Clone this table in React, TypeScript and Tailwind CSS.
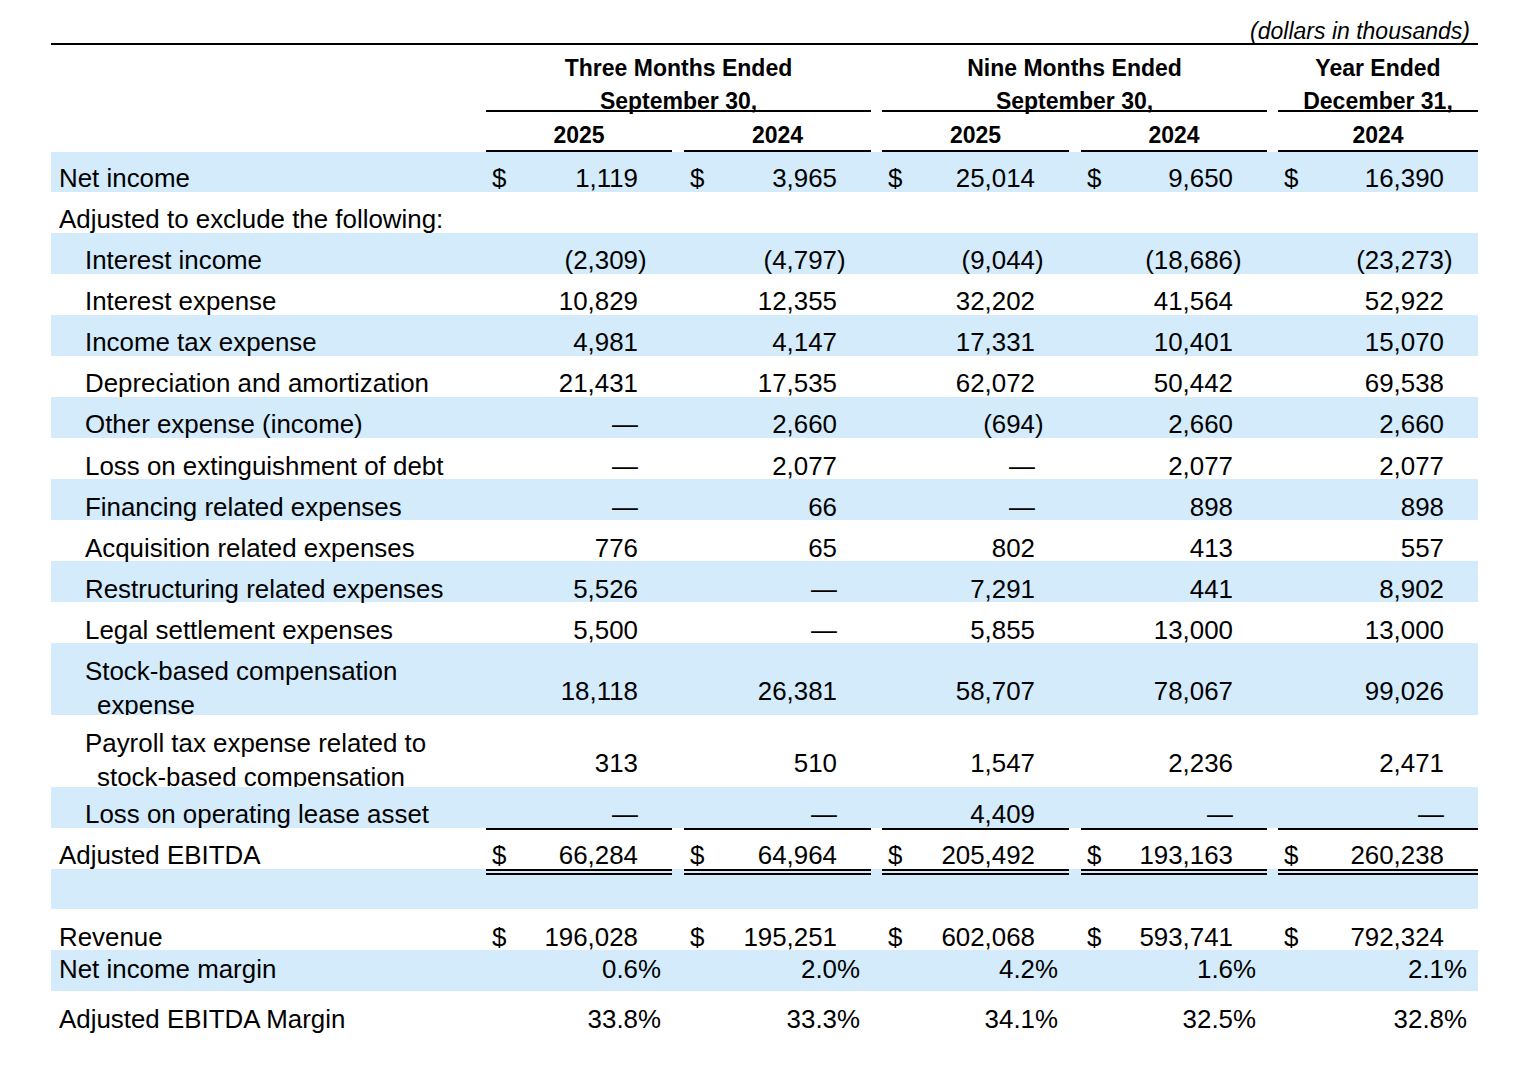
import { Fragment } from "react";

const COLS =
  "grid grid-cols-[435px_186px_12px_187px_11px_187px_12px_186px_11px_200px]";

type Row = {
  label: string[];
  indent?: boolean;
  vals?: string[];
  dollar?: boolean;
  blue?: boolean;
  h: string;
  pb: string;
  valBorder?: string;
};

const rows: Row[] = [
  { label: ["Net income"], vals: ["1,119", "3,965", "25,014", "9,650", "16,390"], dollar: true, blue: true, h: "h-[40px]", pb: "pb-[2px]" },
  { label: ["Adjusted to exclude the following:"], h: "h-[41px]", pb: "pb-[2px]" },
  { label: ["Interest income"], indent: true, vals: ["(2,309)", "(4,797)", "(9,044)", "(18,686)", "(23,273)"], blue: true, h: "h-[41px]", pb: "pb-[2px]" },
  { label: ["Interest expense"], indent: true, vals: ["10,829", "12,355", "32,202", "41,564", "52,922"], h: "h-[41px]", pb: "pb-[2px]" },
  { label: ["Income tax expense"], indent: true, vals: ["4,981", "4,147", "17,331", "10,401", "15,070"], blue: true, h: "h-[41px]", pb: "pb-[2px]" },
  { label: ["Depreciation and amortization"], indent: true, vals: ["21,431", "17,535", "62,072", "50,442", "69,538"], h: "h-[41px]", pb: "pb-[2px]" },
  { label: ["Other expense (income)"], indent: true, vals: ["—", "2,660", "(694)", "2,660", "2,660"], blue: true, h: "h-[41px]", pb: "pb-[2px]" },
  { label: ["Loss on extinguishment of debt"], indent: true, vals: ["—", "2,077", "—", "2,077", "2,077"], h: "h-[41px]", pb: "pb-[1px]" },
  { label: ["Financing related expenses"], indent: true, vals: ["—", "66", "—", "898", "898"], blue: true, h: "h-[41px]", pb: "pb-[1px]" },
  { label: ["Acquisition related expenses"], indent: true, vals: ["776", "65", "802", "413", "557"], h: "h-[41px]", pb: "pb-[1px]" },
  { label: ["Restructuring related expenses"], indent: true, vals: ["5,526", "—", "7,291", "441", "8,902"], blue: true, h: "h-[41px]", pb: "pb-[1px]" },
  { label: ["Legal settlement expenses"], indent: true, vals: ["5,500", "—", "5,855", "13,000", "13,000"], h: "h-[41px]", pb: "pb-[1px]" },
  { label: ["Stock-based compensation", "expense"], indent: true, vals: ["18,118", "26,381", "58,707", "78,067", "99,026"], blue: true, h: "h-[72px]", pb: "pb-[12px]" },
  { label: ["Payroll tax expense related to", "stock-based compensation"], indent: true, vals: ["313", "510", "1,547", "2,236", "2,471"], h: "h-[72px]", pb: "pb-[12px]" },
  { label: ["Loss on operating lease asset"], indent: true, vals: ["—", "—", "4,409", "—", "—"], blue: true, h: "h-[41px]", pb: "pb-[2px]" },
  { label: ["Adjusted EBITDA"], vals: ["66,284", "64,964", "205,492", "193,163", "260,238"], dollar: true, h: "h-[41px]", pb: "pb-[2px]", valBorder: "border-t-2 border-black" },
  { label: [], vals: ["", "", "", "", ""], blue: true, h: "h-[40px]", pb: "pb-0", valBorder: "border-t-[6px] border-double border-black" },
  { label: ["Revenue"], vals: ["196,028", "195,251", "602,068", "593,741", "792,324"], dollar: true, h: "h-[41px]", pb: "pb-[1px]" },
  { label: ["Net income margin"], vals: ["0.6%", "2.0%", "4.2%", "1.6%", "2.1%"], blue: true, h: "h-[41px]", pb: "pb-[10px]" },
  { label: ["Adjusted EBITDA Margin"], vals: ["33.8%", "33.3%", "34.1%", "32.5%", "32.8%"], h: "h-[41px]", pb: "pb-[1px]" },
];

function Num({ v }: { v: string }) {
  if (v.startsWith("(")) {
    return (
      <>
        {v.slice(0, -1)}
        <span className="mr-[-0.333em]">)</span>
      </>
    );
  }
  if (v.endsWith("%")) {
    return (
      <>
        {v.slice(0, -1)}
        <span className="mr-[-0.889em]">%</span>
      </>
    );
  }
  return <>{v}</>;
}

function Label({ row }: { row: Row }) {
  if (row.label.length === 2) {
    return (
      <div className="overflow-hidden whitespace-nowrap pt-[11px] leading-[34px]">
        <div className="pl-[34px]">{row.label[0]}</div>
        <div className="pl-[46px]">{row.label[1]}</div>
      </div>
    );
  }
  return (
    <div
      className={`flex items-end whitespace-nowrap ${row.indent ? "pl-[34px]" : "pl-[8px]"} ${row.pb}`}
    >
      {row.label[0]}
    </div>
  );
}

function DataRow({ row }: { row: Row }) {
  const vals = row.vals ?? [];
  return (
    <div className={`${COLS} ${row.h} ${row.blue ? "bg-[#d3ebfb]" : ""}`}>
      <Label row={row} />
      {[0, 1, 2, 3, 4].map((i) => (
        <Fragment key={i}>
          <div
            className={`flex items-end justify-between whitespace-nowrap pl-[6px] pr-[34px] ${row.pb} ${row.valBorder ?? ""}`}
          >
            <span>{row.dollar ? "$" : ""}</span>
            <span>{vals[i] ? <Num v={vals[i]} /> : null}</span>
          </div>
          {i < 4 && <div />}
        </Fragment>
      ))}
    </div>
  );
}

function Header() {
  const groups = [
    ["Three Months Ended", "September 30,"],
    ["Nine Months Ended", "September 30,"],
    ["Year Ended", "December 31,"],
  ];
  return (
    <div className="text-[23px] font-bold leading-[33px]">
      <div className="flex h-[43px] items-end justify-end pr-[8px] font-normal italic leading-[24px]">
        (dollars in thousands)
      </div>
      <div className={`${COLS} border-t-2 border-black`}>
        <div />
        <div className="col-span-3 h-[67px] border-b-2 border-black pt-[7px] text-center">
          <div>{groups[0][0]}</div>
          <div>{groups[0][1]}</div>
        </div>
        <div />
        <div className="col-span-3 h-[67px] border-b-2 border-black pt-[7px] text-center">
          <div>{groups[1][0]}</div>
          <div>{groups[1][1]}</div>
        </div>
        <div />
        <div className="h-[67px] border-b-2 border-black pt-[7px] text-center">
          <div>{groups[2][0]}</div>
          <div>{groups[2][1]}</div>
        </div>
      </div>
      <div className={COLS}>
        <div />
        <div className="h-[40px] border-b-2 border-black pt-[7px] text-center">2025</div>
        <div />
        <div className="h-[40px] border-b-2 border-black pt-[7px] text-center">2024</div>
        <div />
        <div className="h-[40px] border-b-2 border-black pt-[7px] text-center">2025</div>
        <div />
        <div className="h-[40px] border-b-2 border-black pt-[7px] text-center">2024</div>
        <div />
        <div className="h-[40px] border-b-2 border-black pt-[7px] text-center">2024</div>
      </div>
    </div>
  );
}

export default function App() {
  return (
    <div className="min-h-[1068px] w-[1528px] bg-white font-['Liberation_Sans',Arial,sans-serif] text-black">
      <div className="ml-[51px] w-[1427px] text-[25.9px] leading-[23px]">
        <Header />
        {rows.map((row, i) => (
          <DataRow key={i} row={row} />
        ))}
      </div>
    </div>
  );
}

───

§ Given task: Set the data above down again exactly as given, with no pictures.

§ Solution for this exercise:
Clone this table in React, TypeScript and Tailwind CSS.
import { Fragment } from "react";

const COLS =
  "grid grid-cols-[435px_186px_12px_187px_11px_187px_12px_186px_11px_200px]";

type Row = {
  label: string[];
  indent?: boolean;
  vals?: string[];
  dollar?: boolean;
  blue?: boolean;
  h: string;
  pb: string;
  valBorder?: string;
};

const rows: Row[] = [
  { label: ["Net income"], vals: ["1,119", "3,965", "25,014", "9,650", "16,390"], dollar: true, blue: true, h: "h-[40px]", pb: "pb-[2px]" },
  { label: ["Adjusted to exclude the following:"], h: "h-[41px]", pb: "pb-[2px]" },
  { label: ["Interest income"], indent: true, vals: ["(2,309)", "(4,797)", "(9,044)", "(18,686)", "(23,273)"], blue: true, h: "h-[41px]", pb: "pb-[2px]" },
  { label: ["Interest expense"], indent: true, vals: ["10,829", "12,355", "32,202", "41,564", "52,922"], h: "h-[41px]", pb: "pb-[2px]" },
  { label: ["Income tax expense"], indent: true, vals: ["4,981", "4,147", "17,331", "10,401", "15,070"], blue: true, h: "h-[41px]", pb: "pb-[2px]" },
  { label: ["Depreciation and amortization"], indent: true, vals: ["21,431", "17,535", "62,072", "50,442", "69,538"], h: "h-[41px]", pb: "pb-[2px]" },
  { label: ["Other expense (income)"], indent: true, vals: ["—", "2,660", "(694)", "2,660", "2,660"], blue: true, h: "h-[41px]", pb: "pb-[2px]" },
  { label: ["Loss on extinguishment of debt"], indent: true, vals: ["—", "2,077", "—", "2,077", "2,077"], h: "h-[41px]", pb: "pb-[1px]" },
  { label: ["Financing related expenses"], indent: true, vals: ["—", "66", "—", "898", "898"], blue: true, h: "h-[41px]", pb: "pb-[1px]" },
  { label: ["Acquisition related expenses"], indent: true, vals: ["776", "65", "802", "413", "557"], h: "h-[41px]", pb: "pb-[1px]" },
  { label: ["Restructuring related expenses"], indent: true, vals: ["5,526", "—", "7,291", "441", "8,902"], blue: true, h: "h-[41px]", pb: "pb-[1px]" },
  { label: ["Legal settlement expenses"], indent: true, vals: ["5,500", "—", "5,855", "13,000", "13,000"], h: "h-[41px]", pb: "pb-[1px]" },
  { label: ["Stock-based compensation", "expense"], indent: true, vals: ["18,118", "26,381", "58,707", "78,067", "99,026"], blue: true, h: "h-[72px]", pb: "pb-[12px]" },
  { label: ["Payroll tax expense related to", "stock-based compensation"], indent: true, vals: ["313", "510", "1,547", "2,236", "2,471"], h: "h-[72px]", pb: "pb-[12px]" },
  { label: ["Loss on operating lease asset"], indent: true, vals: ["—", "—", "4,409", "—", "—"], blue: true, h: "h-[41px]", pb: "pb-[2px]" },
  { label: ["Adjusted EBITDA"], vals: ["66,284", "64,964", "205,492", "193,163", "260,238"], dollar: true, h: "h-[41px]", pb: "pb-[2px]", valBorder: "border-t-2 border-black" },
  { label: [], vals: ["", "", "", "", ""], blue: true, h: "h-[40px]", pb: "pb-0", valBorder: "border-t-[6px] border-double border-black" },
  { label: ["Revenue"], vals: ["196,028", "195,251", "602,068", "593,741", "792,324"], dollar: true, h: "h-[41px]", pb: "pb-[1px]" },
  { label: ["Net income margin"], vals: ["0.6%", "2.0%", "4.2%", "1.6%", "2.1%"], blue: true, h: "h-[41px]", pb: "pb-[10px]" },
  { label: ["Adjusted EBITDA Margin"], vals: ["33.8%", "33.3%", "34.1%", "32.5%", "32.8%"], h: "h-[41px]", pb: "pb-[1px]" },
];

function Num({ v }: { v: string }) {
  if (v.startsWith("(")) {
    return (
      <>
        {v.slice(0, -1)}
        <span className="mr-[-0.333em]">)</span>
      </>
    );
  }
  if (v.endsWith("%")) {
    return (
      <>
        {v.slice(0, -1)}
        <span className="mr-[-0.889em]">%</span>
      </>
    );
  }
  return <>{v}</>;
}

function Label({ row }: { row: Row }) {
  if (row.label.length === 2) {
    return (
      <div className="overflow-hidden whitespace-nowrap pt-[11px] leading-[34px]">
        <div className="pl-[34px]">{row.label[0]}</div>
        <div className="pl-[46px]">{row.label[1]}</div>
      </div>
    );
  }
  return (
    <div
      className={`flex items-end whitespace-nowrap ${row.indent ? "pl-[34px]" : "pl-[8px]"} ${row.pb}`}
    >
      {row.label[0]}
    </div>
  );
}

function DataRow({ row }: { row: Row }) {
  const vals = row.vals ?? [];
  return (
    <div className={`${COLS} ${row.h} ${row.blue ? "bg-[#d3ebfb]" : ""}`}>
      <Label row={row} />
      {[0, 1, 2, 3, 4].map((i) => (
        <Fragment key={i}>
          <div
            className={`flex items-end justify-between whitespace-nowrap pl-[6px] pr-[34px] ${row.pb} ${row.valBorder ?? ""}`}
          >
            <span>{row.dollar ? "$" : ""}</span>
            <span>{vals[i] ? <Num v={vals[i]} /> : null}</span>
          </div>
          {i < 4 && <div />}
        </Fragment>
      ))}
    </div>
  );
}

function Header() {
  const groups = [
    ["Three Months Ended", "September 30,"],
    ["Nine Months Ended", "September 30,"],
    ["Year Ended", "December 31,"],
  ];
  return (
    <div className="text-[23px] font-bold leading-[33px]">
      <div className="flex h-[43px] items-end justify-end pr-[8px] font-normal italic leading-[24px]">
        (dollars in thousands)
      </div>
      <div className={`${COLS} border-t-2 border-black`}>
        <div />
        <div className="col-span-3 h-[67px] border-b-2 border-black pt-[7px] text-center">
          <div>{groups[0][0]}</div>
          <div>{groups[0][1]}</div>
        </div>
        <div />
        <div className="col-span-3 h-[67px] border-b-2 border-black pt-[7px] text-center">
          <div>{groups[1][0]}</div>
          <div>{groups[1][1]}</div>
        </div>
        <div />
        <div className="h-[67px] border-b-2 border-black pt-[7px] text-center">
          <div>{groups[2][0]}</div>
          <div>{groups[2][1]}</div>
        </div>
      </div>
      <div className={COLS}>
        <div />
        <div className="h-[40px] border-b-2 border-black pt-[7px] text-center">2025</div>
        <div />
        <div className="h-[40px] border-b-2 border-black pt-[7px] text-center">2024</div>
        <div />
        <div className="h-[40px] border-b-2 border-black pt-[7px] text-center">2025</div>
        <div />
        <div className="h-[40px] border-b-2 border-black pt-[7px] text-center">2024</div>
        <div />
        <div className="h-[40px] border-b-2 border-black pt-[7px] text-center">2024</div>
      </div>
    </div>
  );
}

export default function App() {
  return (
    <div className="min-h-[1068px] w-[1528px] bg-white font-['Liberation_Sans',Arial,sans-serif] text-black">
      <div className="ml-[51px] w-[1427px] text-[25.9px] leading-[23px]">
        <Header />
        {rows.map((row, i) => (
          <DataRow key={i} row={row} />
        ))}
      </div>
    </div>
  );
}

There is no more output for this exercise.